Bu hikâyede biz balığız:
• Balık, hızla kancayı yutup yakalanabilir.
• Ya da umursamadan yanından geçip özgürce yoluna devam ederek okyanusun sonsuz güzelliklerinden faydalanabilir.
Seçim her zaman bizdedir:
• Kancayı yakalarsak, olumsuz düşünceyle bütünleşiriz; ona esir olur ve enerjimizi onunla mücadeleye harcarız.
• Onu görür, fakat tepki vermezsek, özgür kalırız ve zihnin ile hayatın sonsuz okyanusunda yüzmeye devam edebiliriz.
Kancalara yakalanmadığımızda “şimdiki an”da daha çok var oluruz:
• Hayatın güzelliklerini, fırsatlarını ve bağlantılarını görürüz.
• Zihinsel özgürlüğün ve iç huzurun tadını çıkarırız.
Unutmayalım: Olumsuz bir düşünceyi görmek, ona boyun eğmek değildir.

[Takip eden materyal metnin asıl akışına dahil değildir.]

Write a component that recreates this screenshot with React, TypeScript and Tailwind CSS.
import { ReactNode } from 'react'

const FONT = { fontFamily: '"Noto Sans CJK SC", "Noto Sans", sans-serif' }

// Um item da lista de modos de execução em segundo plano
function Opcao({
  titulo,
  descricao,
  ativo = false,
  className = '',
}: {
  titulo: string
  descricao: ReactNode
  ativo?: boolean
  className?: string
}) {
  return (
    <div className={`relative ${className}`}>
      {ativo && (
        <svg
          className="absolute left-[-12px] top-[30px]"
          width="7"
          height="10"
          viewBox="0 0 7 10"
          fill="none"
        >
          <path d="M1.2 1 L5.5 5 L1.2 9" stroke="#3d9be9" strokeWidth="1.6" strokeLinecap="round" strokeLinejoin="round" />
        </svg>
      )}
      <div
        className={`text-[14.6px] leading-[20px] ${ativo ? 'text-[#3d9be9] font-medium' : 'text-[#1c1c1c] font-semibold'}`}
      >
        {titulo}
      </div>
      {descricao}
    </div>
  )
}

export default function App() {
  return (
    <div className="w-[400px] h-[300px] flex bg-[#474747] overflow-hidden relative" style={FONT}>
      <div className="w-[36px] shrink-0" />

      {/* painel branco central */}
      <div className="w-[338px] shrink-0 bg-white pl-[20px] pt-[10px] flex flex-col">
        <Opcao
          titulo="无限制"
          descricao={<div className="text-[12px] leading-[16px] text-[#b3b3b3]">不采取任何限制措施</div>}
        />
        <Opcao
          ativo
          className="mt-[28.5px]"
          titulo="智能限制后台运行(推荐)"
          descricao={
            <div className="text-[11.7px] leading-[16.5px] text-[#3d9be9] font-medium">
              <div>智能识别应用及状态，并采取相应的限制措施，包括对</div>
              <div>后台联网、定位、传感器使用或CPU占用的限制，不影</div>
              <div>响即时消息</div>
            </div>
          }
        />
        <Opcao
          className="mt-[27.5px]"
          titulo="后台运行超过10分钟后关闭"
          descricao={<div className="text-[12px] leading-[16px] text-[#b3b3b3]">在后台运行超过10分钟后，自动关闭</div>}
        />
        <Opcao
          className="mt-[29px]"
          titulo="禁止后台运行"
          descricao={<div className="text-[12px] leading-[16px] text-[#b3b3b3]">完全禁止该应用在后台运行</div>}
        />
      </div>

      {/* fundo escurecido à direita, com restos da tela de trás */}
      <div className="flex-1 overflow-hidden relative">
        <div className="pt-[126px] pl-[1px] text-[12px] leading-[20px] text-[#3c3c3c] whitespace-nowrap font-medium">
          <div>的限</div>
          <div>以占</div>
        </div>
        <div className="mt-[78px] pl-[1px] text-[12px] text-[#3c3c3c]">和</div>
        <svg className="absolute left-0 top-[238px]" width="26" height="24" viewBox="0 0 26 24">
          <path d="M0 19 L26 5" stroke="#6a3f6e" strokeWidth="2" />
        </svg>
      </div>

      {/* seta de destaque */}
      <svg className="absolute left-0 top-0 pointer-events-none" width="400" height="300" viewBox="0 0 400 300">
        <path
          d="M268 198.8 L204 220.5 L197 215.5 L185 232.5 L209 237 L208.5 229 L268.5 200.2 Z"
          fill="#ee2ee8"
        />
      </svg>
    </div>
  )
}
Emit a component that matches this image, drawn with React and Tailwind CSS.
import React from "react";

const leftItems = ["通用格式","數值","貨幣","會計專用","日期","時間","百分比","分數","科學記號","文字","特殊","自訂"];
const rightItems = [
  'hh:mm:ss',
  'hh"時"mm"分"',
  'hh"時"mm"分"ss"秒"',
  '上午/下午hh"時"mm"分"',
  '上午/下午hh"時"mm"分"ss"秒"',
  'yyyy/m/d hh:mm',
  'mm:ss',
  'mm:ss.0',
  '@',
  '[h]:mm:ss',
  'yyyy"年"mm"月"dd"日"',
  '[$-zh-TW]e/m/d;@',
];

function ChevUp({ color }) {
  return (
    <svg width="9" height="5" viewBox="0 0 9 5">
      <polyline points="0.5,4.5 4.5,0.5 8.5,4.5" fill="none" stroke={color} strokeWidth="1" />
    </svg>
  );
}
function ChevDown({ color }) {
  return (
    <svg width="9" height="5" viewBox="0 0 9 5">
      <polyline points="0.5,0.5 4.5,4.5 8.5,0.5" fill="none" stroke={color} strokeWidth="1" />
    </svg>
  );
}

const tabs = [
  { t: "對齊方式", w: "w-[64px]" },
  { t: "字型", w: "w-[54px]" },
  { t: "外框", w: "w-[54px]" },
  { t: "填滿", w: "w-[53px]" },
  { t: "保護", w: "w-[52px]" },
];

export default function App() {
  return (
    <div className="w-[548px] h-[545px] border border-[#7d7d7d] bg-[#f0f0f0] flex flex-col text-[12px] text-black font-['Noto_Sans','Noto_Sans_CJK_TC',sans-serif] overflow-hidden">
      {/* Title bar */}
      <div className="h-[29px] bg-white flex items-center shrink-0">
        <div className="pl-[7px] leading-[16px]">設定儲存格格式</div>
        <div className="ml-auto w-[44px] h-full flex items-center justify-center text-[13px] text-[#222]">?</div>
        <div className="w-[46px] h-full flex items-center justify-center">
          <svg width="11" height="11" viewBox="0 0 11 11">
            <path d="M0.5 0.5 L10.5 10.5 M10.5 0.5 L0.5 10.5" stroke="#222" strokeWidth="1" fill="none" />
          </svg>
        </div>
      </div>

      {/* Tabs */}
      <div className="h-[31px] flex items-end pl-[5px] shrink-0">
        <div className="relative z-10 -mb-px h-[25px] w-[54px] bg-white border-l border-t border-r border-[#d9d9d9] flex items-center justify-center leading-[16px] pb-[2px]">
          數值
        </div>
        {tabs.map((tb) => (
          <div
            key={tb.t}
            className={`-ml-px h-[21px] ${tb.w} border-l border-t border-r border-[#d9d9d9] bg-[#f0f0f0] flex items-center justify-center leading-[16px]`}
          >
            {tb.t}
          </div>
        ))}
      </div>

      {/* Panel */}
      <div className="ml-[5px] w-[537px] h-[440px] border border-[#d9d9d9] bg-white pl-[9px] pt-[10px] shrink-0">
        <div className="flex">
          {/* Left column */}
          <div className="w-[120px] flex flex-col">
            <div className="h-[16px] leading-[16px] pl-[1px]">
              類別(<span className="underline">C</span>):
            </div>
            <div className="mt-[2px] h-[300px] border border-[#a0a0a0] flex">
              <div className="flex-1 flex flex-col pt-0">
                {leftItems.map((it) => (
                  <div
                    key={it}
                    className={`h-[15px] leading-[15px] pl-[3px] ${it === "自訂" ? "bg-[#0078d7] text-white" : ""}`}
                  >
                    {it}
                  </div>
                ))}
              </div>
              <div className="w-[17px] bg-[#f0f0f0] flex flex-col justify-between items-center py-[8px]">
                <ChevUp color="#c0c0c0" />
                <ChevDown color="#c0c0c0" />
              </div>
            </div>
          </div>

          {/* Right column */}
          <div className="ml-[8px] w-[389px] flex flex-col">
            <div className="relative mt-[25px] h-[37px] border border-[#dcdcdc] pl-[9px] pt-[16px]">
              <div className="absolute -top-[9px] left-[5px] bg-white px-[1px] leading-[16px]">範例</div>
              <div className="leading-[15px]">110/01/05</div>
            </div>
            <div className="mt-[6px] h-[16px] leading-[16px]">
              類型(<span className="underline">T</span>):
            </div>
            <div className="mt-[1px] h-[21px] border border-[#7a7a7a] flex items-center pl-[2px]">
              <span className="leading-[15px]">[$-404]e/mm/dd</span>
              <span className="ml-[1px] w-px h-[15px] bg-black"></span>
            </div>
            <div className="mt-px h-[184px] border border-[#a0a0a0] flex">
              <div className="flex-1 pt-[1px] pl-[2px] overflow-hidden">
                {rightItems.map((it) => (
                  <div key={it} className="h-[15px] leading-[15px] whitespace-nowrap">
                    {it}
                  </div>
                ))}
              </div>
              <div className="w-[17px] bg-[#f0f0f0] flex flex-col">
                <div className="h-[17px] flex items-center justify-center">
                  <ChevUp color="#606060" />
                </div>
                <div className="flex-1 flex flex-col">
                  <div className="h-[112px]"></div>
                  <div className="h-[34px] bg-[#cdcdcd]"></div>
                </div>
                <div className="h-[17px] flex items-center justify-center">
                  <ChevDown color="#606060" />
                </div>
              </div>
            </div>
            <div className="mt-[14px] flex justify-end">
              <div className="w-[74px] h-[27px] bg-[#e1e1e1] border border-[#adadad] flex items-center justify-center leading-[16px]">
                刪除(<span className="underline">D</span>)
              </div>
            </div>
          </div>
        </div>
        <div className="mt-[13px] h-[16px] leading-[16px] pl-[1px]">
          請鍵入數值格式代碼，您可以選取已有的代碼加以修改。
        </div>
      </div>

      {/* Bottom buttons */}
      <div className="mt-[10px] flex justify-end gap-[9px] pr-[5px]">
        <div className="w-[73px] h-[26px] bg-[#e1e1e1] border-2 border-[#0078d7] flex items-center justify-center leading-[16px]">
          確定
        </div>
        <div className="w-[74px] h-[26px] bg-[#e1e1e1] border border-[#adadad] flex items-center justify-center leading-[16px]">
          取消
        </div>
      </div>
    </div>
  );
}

Ona sürekli odaklanmak ve üzerinde durmak, onun güçlenmesi için yakıttır. Ama bilinçli bir şekilde ilgilenmemek ve yanından geçmek, onu aç bırakır ve yok eder.
Düşünceler hücum ettiğinde, şunu farkında olalım: “Bu sadece bir düşünce, kesin bir gerçek değil.” Bu beceriyi uyguladıkça, olumsuz düşünceler yavaş yavaş solup gider; biz ise daha güçlü, daha sakin ve daha özgür oluruz.

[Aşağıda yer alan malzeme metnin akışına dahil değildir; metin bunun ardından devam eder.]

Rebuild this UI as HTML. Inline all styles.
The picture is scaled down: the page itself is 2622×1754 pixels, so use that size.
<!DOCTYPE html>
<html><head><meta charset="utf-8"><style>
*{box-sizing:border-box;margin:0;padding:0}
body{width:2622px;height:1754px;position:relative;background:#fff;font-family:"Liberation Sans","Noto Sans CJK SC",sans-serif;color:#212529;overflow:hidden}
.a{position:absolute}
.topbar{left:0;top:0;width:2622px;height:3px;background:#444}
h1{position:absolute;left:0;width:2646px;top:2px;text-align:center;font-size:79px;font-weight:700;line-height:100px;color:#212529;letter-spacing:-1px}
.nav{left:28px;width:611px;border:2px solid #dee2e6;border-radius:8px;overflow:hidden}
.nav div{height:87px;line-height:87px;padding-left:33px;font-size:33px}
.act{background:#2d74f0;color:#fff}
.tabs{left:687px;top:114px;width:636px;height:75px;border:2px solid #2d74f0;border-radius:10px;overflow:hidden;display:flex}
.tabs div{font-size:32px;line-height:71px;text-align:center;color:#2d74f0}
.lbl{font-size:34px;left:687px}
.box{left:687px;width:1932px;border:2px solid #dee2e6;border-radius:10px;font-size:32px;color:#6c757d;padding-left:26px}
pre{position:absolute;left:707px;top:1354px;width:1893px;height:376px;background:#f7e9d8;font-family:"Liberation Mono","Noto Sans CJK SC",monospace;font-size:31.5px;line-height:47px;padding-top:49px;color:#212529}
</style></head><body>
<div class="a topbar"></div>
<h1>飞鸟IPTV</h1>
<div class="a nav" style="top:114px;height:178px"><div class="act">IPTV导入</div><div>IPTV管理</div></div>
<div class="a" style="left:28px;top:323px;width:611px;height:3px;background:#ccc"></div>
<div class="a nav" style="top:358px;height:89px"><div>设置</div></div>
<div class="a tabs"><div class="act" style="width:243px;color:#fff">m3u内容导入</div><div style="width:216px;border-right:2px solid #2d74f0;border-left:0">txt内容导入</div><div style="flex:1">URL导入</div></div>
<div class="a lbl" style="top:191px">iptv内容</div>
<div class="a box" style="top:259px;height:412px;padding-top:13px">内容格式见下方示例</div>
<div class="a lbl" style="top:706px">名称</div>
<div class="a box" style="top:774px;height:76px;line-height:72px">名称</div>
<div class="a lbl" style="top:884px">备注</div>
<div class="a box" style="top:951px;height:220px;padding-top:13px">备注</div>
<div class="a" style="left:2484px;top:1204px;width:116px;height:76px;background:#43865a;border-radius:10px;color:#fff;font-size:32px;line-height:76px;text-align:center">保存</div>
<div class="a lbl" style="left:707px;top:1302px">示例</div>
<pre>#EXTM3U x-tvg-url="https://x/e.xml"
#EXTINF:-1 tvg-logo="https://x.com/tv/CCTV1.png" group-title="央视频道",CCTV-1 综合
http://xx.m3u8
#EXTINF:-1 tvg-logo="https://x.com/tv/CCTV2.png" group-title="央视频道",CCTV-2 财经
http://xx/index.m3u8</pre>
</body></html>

Olumsuz Düşünceleri Bırakmak İçin Farkındalık Egzersizi
Okyanusun Farkına Varma
Gözlerinizi kapatın, tüm kaslarınızı gevşetin ve derin nefesler almaya başlayın.

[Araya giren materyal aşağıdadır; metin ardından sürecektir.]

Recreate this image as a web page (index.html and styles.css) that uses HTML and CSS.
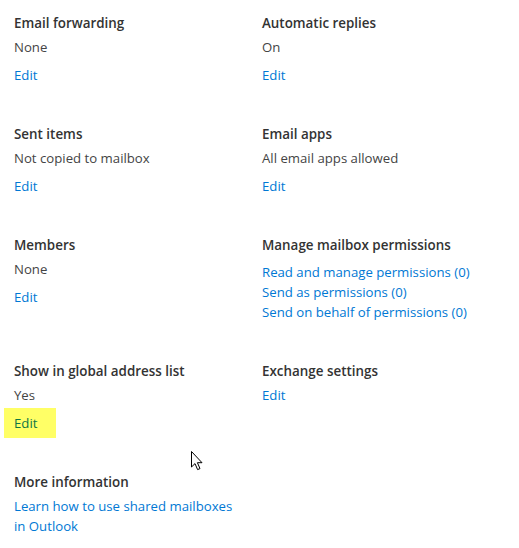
FILE: index.html
```html
<!DOCTYPE html>
<html>
<head>
<meta charset="utf-8">
<link rel="stylesheet" href="styles.css">
</head>
<body>
<div class="page">
  <div class="grid">
    <section class="item">
      <h3 class="label">Email forwarding</h3>
      <div class="value">None</div>
      <a class="edit">Edit</a>
    </section>
    <section class="item">
      <h3 class="label">Automatic replies</h3>
      <div class="value">On</div>
      <a class="edit">Edit</a>
    </section>
    <section class="item">
      <h3 class="label">Sent items</h3>
      <div class="value">Not copied to mailbox</div>
      <a class="edit">Edit</a>
    </section>
    <section class="item">
      <h3 class="label">Email apps</h3>
      <div class="value">All email apps allowed</div>
      <a class="edit">Edit</a>
    </section>
    <section class="item">
      <h3 class="label">Members</h3>
      <div class="value">None</div>
      <a class="edit">Edit</a>
    </section>
    <section class="item">
      <h3 class="label">Manage mailbox permissions</h3>
      <div class="links">
        <a class="link">Read and manage permissions (0)</a>
        <a class="link">Send as permissions (0)</a>
        <a class="link">Send on behalf of permissions (0)</a>
      </div>
    </section>
    <section class="item">
      <h3 class="label">Show in global address list</h3>
      <div class="value">Yes</div>
      <a class="edit"><span class="highlight">Edit</span></a>
    </section>
    <section class="item">
      <h3 class="label">Exchange settings</h3>
      <a class="link">Edit</a>
    </section>
    <section class="item">
      <h3 class="label">More information</h3>
      <a class="link">Learn how to use shared mailboxes in Outlook</a>
    </section>
  </div>
  <svg class="cursor" width="14" height="22" viewBox="0 0 14 22">
    <path d="M1.5 1.5 L1.5 17 L5 13.6 L7.6 19.6 L10 18.6 L7.4 12.7 L12 12.7 Z" fill="#fff" stroke="#000" stroke-width="1" stroke-linejoin="miter"/>
  </svg>
</div>
</body>
</html>
```

FILE: styles.css
```css
html, body {
  margin: 0;
  padding: 0;
  background: #ffffff;
}

.page {
  position: relative;
  width: 519px;
  height: 548px;
  font-family: "Open Sans", "Noto Sans", sans-serif;
  font-size: 13.2px;
  color: #333333;
}

.grid {
  display: grid;
  grid-template-columns: 248px 240px;
  row-gap: 39px;
  padding: 13px 0 0 14px;
}

.item {
  display: flex;
  flex-direction: column;
  align-items: flex-start;
  padding-right: 20px;
}

.label {
  margin: 0 0 4px 0;
  font-size: 13.4px;
  font-weight: 600;
  line-height: 20px;
  color: #333333;
}

.value {
  line-height: 20px;
  color: #444444;
}

.edit {
  margin-top: 8px;
  line-height: 20px;
  color: #0078d4;
}

.links {
  display: flex;
  flex-direction: column;
  margin-top: 3px;
}

.link {
  line-height: 20px;
  color: #0078d4;
}

.highlight {
  display: inline-block;
  background: #ffff66;
  color: #0e7646;
  margin: -5px -19px -5px -10px;
  padding: 5px 19px 5px 10px;
}

.cursor {
  position: absolute;
  left: 190px;
  top: 450px;
}
```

Nefesinizi öyle derin alın ki karnınız yükselsin, birkaç saniye tutun ve ardından yavaşça burundan veya ağızdan verin.
Birkaç derin nefes alıp vücudu gevşettikten sonra, kendinizi sakin ve sonsuz bir okyanusta hayal edin.
Su berrak, güneş ışığı derinlere kadar ulaşıyor ve siz özgür bir balıksınız. (Kendinizi özgür bir balık gibi hayal edin.)
Bu okyanus, sizin zihninizdir.
Bu okyanusta zaman zaman yukarıdan suya kancalar düşer.
Bazı kancaların üzerinde rengârenk, parlak yemler vardır ama siz onların içinde gizli bir kanca olduğunu bilirsiniz.
Bunlar, zihinde aniden beliren olumsuz düşüncelerdir.
Örnek:
• Git uyu ve dinlen, işi sonra yaparım.
• Şimdilik bu filmi izleyeyim, yabancı bir dil ya da bir beceri öğrenmek için vaktim var.
• Şimdilik bu karbonhidratlı yiyecekleri yiyeyim, sağlıklı beslenme tarzına sonra dikkat ederim.
• Şimdilik bilgisayar oyunu oynayayım, haftaya spora başlarım.
• Dünyada neler olduğunu bilmek için haberleri izlemem lazım!
• “Başaramam.”
• “Herkes bana karşı.”
• “Bunun hiçbir faydası yok.”
• “Başarmak için imkân gerekir, bende yok.”
• “Başarmak için gerekli eğitime sahip değilim.”
ve benzeri…
Kancaya hemen yönelmek yerine bir an durun.
Kendinize şunu söyleyin:
“Bu sadece bir düşünce, mutlak gerçek değil.”
Bilinçli Seçim
İki yolunuz var:
• Kancayı ısırmak → Olumsuz düşünceye inanmak ve içinde kaybolmak.
• Kancayı bırakmak → Bu düşüncenin geldiğini ve geçeceğini kabul etmek, onunla bütünleşmeden umutla çaba göstermeyi seçmek.
Şimdi dikkatinizi çevrenizdeki güzelliklere çevirin:
• Suyun sakin akışı
• Sonsuz mavi renk
• Hareket özgürlüğü
Bu, şimdiki ana dönmektir.
Okyanus dalgaları gibi birkaç derin nefes alın:
• Nefes alırken: Her nefeste huzur ve taze enerji aldığınızı hayal edin.
• Nefes verirken: Her nefeste kancanın ve olumsuz düşüncenin sizden uzaklaştığını hayal edin.
Gözlerinizi açın ve şunu hatırlayın:
“Bir kanca gördüğümde, özgür kalmayı seçebilirim.”